# DATA SECTION:
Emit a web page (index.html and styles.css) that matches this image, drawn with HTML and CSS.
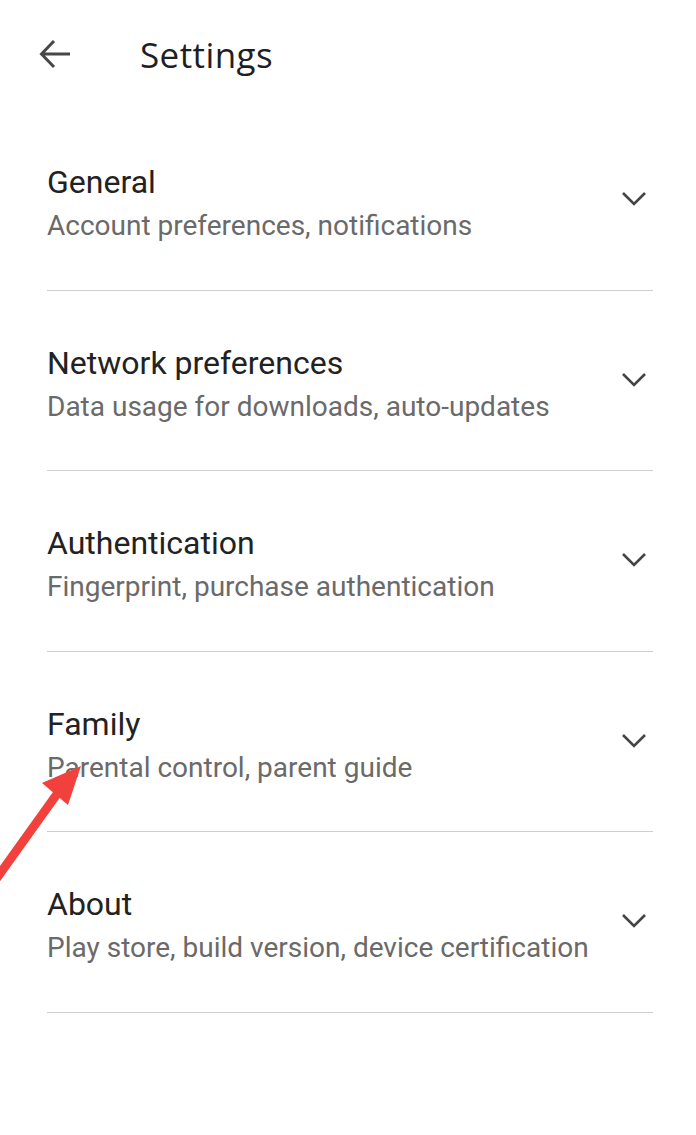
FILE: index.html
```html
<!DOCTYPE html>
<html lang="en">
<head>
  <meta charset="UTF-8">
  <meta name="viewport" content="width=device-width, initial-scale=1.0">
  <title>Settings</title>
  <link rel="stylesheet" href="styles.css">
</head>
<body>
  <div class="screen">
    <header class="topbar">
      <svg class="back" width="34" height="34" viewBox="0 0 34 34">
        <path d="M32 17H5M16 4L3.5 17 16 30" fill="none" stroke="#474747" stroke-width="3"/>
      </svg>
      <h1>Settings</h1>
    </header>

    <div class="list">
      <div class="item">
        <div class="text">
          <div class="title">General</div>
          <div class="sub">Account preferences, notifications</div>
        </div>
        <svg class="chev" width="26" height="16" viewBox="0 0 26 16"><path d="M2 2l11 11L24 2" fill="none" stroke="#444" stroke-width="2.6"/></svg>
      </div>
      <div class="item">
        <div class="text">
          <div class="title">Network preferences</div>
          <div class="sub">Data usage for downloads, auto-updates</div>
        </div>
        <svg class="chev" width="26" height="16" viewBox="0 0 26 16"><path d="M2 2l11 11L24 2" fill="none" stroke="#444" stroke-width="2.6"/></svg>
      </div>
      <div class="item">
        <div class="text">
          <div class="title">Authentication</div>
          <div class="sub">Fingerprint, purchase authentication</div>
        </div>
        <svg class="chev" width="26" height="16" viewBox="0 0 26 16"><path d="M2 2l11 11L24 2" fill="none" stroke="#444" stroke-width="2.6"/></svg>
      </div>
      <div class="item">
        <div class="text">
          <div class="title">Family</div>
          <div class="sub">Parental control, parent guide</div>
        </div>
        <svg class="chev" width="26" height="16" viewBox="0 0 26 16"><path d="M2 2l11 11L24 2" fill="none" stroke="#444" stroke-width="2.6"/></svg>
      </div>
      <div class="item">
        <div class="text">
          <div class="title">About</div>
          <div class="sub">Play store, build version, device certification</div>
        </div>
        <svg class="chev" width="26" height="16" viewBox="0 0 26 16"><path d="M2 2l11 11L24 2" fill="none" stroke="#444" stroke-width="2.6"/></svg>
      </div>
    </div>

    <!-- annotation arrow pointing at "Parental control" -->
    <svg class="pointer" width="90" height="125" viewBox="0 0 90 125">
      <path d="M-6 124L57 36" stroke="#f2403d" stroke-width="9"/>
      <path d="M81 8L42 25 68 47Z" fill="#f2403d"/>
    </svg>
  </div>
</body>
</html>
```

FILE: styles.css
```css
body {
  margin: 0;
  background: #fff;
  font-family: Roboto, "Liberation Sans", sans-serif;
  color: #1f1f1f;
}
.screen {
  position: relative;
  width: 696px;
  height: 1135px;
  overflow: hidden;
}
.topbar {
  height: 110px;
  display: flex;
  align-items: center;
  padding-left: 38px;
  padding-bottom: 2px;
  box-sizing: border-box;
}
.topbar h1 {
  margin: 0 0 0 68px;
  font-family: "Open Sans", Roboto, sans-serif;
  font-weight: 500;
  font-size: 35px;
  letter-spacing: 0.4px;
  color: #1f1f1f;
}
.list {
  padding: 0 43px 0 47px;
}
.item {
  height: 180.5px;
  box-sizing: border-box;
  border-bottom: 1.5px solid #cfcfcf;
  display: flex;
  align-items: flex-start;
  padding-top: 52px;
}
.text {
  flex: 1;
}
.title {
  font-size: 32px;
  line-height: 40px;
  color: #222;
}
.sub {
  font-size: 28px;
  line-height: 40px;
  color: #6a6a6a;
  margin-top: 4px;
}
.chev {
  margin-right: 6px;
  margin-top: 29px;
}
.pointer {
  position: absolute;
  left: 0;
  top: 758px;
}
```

# DIRECTIONS FOR THIS TASK:
Tally how many lines in the material above hold the word "index". Write only that number.

# SOLVED EXERCISE:
2